### Given problem:
Check each line below for the word "this", and copy those that have it.

### Stored rows:

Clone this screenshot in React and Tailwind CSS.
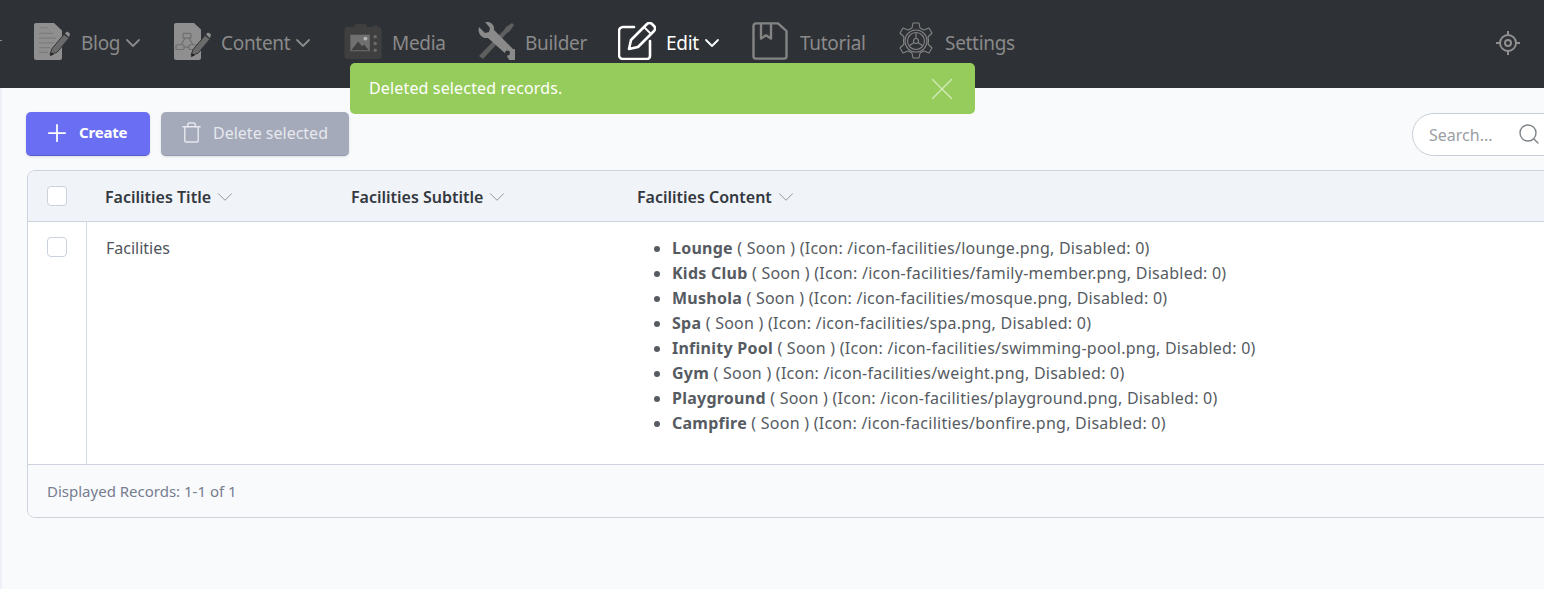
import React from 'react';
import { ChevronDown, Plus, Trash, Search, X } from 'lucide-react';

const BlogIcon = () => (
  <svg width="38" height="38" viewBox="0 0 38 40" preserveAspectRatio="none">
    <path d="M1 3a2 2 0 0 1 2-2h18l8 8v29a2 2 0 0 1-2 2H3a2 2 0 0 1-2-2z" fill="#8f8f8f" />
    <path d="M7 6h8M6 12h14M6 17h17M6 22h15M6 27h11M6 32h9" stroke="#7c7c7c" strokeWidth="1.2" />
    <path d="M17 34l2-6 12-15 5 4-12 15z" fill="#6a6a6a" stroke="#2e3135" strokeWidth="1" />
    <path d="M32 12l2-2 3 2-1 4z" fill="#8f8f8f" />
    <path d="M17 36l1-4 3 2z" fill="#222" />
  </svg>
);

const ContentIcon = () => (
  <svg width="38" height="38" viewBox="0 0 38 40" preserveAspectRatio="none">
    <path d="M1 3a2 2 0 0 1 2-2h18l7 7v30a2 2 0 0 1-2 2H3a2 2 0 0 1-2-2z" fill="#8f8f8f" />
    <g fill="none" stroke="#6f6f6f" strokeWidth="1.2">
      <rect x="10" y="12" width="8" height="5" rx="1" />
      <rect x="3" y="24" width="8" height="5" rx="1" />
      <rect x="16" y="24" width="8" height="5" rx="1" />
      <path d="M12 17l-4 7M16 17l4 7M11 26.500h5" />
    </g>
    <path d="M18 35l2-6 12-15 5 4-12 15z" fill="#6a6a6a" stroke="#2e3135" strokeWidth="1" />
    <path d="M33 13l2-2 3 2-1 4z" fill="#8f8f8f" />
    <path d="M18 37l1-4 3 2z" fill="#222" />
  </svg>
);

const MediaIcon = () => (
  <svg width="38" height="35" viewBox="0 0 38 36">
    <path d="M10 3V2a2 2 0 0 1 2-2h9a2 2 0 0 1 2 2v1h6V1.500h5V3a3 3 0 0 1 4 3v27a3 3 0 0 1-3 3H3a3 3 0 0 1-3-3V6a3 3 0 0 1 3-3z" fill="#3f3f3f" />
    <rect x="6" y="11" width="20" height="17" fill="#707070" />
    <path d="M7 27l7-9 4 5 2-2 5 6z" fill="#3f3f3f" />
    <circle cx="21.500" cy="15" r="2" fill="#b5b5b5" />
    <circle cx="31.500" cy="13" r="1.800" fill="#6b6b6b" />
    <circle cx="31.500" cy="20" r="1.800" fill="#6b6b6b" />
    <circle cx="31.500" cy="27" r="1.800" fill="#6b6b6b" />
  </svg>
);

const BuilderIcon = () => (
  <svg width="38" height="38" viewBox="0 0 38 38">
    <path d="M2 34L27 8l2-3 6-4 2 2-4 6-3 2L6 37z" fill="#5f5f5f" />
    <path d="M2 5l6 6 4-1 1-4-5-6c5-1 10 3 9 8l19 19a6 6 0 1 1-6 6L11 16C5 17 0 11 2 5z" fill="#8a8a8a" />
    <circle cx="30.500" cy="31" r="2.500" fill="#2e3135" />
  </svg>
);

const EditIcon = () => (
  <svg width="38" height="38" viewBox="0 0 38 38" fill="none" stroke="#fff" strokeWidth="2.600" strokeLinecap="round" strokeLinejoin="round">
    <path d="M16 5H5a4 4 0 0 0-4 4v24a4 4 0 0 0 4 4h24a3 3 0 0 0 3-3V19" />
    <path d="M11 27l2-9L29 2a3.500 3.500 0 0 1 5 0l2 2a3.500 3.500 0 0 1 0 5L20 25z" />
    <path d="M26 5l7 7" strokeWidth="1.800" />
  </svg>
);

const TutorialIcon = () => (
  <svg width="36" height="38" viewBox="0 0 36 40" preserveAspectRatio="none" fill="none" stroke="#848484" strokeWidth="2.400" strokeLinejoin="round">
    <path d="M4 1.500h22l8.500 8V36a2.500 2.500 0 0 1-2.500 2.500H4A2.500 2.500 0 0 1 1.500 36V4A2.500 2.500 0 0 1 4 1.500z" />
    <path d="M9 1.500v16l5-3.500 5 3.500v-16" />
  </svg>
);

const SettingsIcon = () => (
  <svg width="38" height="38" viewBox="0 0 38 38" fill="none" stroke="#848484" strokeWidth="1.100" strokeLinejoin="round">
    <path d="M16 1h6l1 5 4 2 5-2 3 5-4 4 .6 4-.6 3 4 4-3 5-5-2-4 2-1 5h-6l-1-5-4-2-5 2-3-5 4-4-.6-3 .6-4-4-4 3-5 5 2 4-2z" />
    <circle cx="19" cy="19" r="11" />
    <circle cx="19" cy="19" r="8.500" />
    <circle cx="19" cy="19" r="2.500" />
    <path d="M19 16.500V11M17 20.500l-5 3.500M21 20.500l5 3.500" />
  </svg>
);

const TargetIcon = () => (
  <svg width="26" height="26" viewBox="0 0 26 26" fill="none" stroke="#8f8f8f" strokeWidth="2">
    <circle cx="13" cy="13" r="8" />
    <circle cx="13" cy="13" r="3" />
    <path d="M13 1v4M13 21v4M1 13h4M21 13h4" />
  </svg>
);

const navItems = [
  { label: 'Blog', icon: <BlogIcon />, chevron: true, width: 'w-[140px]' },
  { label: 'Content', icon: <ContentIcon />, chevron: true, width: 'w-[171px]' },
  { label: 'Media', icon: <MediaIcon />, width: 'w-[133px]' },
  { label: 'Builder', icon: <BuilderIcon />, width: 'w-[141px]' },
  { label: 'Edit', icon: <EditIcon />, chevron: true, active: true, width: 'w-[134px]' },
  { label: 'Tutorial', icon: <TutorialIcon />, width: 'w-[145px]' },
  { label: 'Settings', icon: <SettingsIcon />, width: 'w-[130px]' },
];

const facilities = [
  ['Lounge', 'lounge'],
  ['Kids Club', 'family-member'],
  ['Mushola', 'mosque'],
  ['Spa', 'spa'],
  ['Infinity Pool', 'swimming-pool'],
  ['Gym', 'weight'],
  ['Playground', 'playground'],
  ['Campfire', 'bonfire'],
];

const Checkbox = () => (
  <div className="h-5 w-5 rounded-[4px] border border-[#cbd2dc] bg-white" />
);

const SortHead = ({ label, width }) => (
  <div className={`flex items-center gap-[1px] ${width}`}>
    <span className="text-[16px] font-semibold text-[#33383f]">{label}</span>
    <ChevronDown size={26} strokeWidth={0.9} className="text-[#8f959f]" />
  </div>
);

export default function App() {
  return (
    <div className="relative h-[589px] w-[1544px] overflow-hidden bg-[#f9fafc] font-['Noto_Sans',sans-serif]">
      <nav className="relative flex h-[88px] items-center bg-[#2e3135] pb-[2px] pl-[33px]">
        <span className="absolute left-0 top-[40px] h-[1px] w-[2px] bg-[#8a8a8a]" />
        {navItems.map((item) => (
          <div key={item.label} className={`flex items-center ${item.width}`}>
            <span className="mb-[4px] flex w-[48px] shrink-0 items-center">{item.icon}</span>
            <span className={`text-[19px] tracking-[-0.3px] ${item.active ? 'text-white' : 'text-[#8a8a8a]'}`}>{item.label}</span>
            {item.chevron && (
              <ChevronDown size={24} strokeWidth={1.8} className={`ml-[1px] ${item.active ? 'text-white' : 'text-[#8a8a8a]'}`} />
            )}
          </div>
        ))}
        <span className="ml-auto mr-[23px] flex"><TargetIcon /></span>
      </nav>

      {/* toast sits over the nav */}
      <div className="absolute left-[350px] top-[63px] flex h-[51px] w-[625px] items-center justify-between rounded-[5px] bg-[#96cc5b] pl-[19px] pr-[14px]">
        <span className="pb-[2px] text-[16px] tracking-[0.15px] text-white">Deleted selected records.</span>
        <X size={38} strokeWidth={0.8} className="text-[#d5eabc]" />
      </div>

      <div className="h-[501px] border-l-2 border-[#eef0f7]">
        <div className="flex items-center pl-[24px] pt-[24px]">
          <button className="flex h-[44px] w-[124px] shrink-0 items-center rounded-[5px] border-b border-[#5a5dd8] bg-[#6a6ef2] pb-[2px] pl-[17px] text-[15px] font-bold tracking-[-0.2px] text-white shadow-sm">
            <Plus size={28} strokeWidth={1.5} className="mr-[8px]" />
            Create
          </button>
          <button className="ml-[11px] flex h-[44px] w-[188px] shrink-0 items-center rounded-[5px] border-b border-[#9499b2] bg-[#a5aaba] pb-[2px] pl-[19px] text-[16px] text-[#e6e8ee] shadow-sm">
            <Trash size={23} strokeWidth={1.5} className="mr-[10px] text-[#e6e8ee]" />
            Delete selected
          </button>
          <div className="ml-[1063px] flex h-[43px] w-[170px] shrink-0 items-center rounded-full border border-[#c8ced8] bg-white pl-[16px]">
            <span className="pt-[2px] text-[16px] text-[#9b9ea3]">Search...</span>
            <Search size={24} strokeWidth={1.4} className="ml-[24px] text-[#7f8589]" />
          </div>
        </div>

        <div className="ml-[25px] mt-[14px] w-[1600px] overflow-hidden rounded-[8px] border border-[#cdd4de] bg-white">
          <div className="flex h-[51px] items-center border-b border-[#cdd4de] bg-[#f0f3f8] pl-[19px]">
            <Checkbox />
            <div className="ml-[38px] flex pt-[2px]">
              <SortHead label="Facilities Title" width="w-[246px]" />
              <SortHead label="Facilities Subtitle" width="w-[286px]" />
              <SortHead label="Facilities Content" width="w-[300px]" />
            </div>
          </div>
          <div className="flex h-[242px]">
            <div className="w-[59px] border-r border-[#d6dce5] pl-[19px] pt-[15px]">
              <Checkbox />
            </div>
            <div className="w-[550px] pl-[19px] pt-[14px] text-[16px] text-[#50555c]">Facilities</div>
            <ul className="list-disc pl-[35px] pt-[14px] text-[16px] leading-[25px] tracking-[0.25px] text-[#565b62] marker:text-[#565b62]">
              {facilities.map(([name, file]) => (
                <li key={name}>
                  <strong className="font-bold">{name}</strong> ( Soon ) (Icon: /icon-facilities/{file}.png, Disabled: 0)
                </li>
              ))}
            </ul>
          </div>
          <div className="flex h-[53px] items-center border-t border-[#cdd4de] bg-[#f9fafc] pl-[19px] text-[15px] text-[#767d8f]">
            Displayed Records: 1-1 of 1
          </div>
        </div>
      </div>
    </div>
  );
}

* * *

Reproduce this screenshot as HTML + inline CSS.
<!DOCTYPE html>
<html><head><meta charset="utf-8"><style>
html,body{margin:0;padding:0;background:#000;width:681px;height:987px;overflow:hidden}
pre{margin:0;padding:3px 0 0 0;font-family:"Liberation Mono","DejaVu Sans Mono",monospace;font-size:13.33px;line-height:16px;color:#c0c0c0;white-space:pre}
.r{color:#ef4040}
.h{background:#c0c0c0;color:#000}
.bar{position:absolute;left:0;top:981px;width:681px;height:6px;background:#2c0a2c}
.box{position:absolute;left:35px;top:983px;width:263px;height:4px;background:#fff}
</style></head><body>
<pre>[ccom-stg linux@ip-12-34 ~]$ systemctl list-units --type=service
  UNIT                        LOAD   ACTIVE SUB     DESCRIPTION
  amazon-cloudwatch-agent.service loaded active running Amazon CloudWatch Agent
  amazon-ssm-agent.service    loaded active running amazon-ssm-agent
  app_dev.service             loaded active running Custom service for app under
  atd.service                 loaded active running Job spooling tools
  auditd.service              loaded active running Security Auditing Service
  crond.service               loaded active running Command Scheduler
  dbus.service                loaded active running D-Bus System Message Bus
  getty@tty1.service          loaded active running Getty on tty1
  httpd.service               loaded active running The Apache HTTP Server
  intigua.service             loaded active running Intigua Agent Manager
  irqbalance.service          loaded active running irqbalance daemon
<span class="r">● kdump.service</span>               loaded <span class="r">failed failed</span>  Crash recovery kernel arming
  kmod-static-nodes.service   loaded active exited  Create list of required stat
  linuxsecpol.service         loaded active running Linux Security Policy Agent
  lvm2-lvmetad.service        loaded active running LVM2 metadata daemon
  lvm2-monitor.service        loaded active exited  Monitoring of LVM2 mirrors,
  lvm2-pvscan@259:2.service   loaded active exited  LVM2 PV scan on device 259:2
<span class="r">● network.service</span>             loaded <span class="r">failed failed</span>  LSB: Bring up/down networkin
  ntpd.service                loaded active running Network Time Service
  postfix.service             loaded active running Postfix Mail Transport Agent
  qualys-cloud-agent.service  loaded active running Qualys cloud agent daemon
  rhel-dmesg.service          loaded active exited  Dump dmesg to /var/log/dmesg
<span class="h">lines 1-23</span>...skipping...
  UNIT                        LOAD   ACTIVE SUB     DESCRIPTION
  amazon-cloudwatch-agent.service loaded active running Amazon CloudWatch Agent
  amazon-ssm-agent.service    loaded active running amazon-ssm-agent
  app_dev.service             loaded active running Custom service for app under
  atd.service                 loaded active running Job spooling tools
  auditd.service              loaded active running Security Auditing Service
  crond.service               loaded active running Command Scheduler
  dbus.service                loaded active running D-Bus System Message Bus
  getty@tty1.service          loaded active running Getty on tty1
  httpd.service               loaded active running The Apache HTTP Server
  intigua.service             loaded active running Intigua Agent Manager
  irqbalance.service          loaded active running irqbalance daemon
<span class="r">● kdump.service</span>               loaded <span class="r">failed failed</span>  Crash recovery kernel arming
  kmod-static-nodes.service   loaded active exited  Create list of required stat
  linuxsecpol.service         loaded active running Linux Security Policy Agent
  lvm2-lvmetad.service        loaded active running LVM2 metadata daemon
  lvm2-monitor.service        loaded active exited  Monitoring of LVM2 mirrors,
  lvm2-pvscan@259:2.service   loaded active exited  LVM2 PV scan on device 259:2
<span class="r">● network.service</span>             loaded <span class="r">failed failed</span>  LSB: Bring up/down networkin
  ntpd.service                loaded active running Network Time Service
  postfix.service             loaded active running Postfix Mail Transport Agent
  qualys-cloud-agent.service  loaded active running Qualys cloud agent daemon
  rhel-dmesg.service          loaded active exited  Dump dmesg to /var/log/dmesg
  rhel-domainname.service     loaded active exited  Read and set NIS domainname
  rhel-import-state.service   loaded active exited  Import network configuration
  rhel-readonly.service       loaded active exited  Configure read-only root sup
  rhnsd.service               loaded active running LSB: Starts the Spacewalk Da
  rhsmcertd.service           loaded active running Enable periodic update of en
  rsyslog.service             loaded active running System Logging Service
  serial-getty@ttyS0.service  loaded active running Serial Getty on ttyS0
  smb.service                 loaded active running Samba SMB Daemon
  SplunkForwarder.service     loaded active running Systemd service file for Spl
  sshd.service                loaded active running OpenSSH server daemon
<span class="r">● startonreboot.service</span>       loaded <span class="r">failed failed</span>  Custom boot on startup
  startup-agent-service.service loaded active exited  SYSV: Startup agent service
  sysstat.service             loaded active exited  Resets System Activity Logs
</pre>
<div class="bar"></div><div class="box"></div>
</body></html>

* * *

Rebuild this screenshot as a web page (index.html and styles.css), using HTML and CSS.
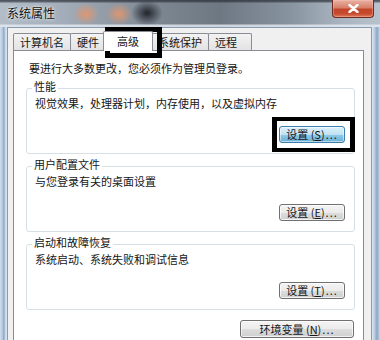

### Exercise response:
Clone this screenshot in React and Tailwind CSS.
Reproduce this screenshot as HTML + inline CSS.
Rebuild this screenshot as a web page (index.html and styles.css), using HTML and CSS.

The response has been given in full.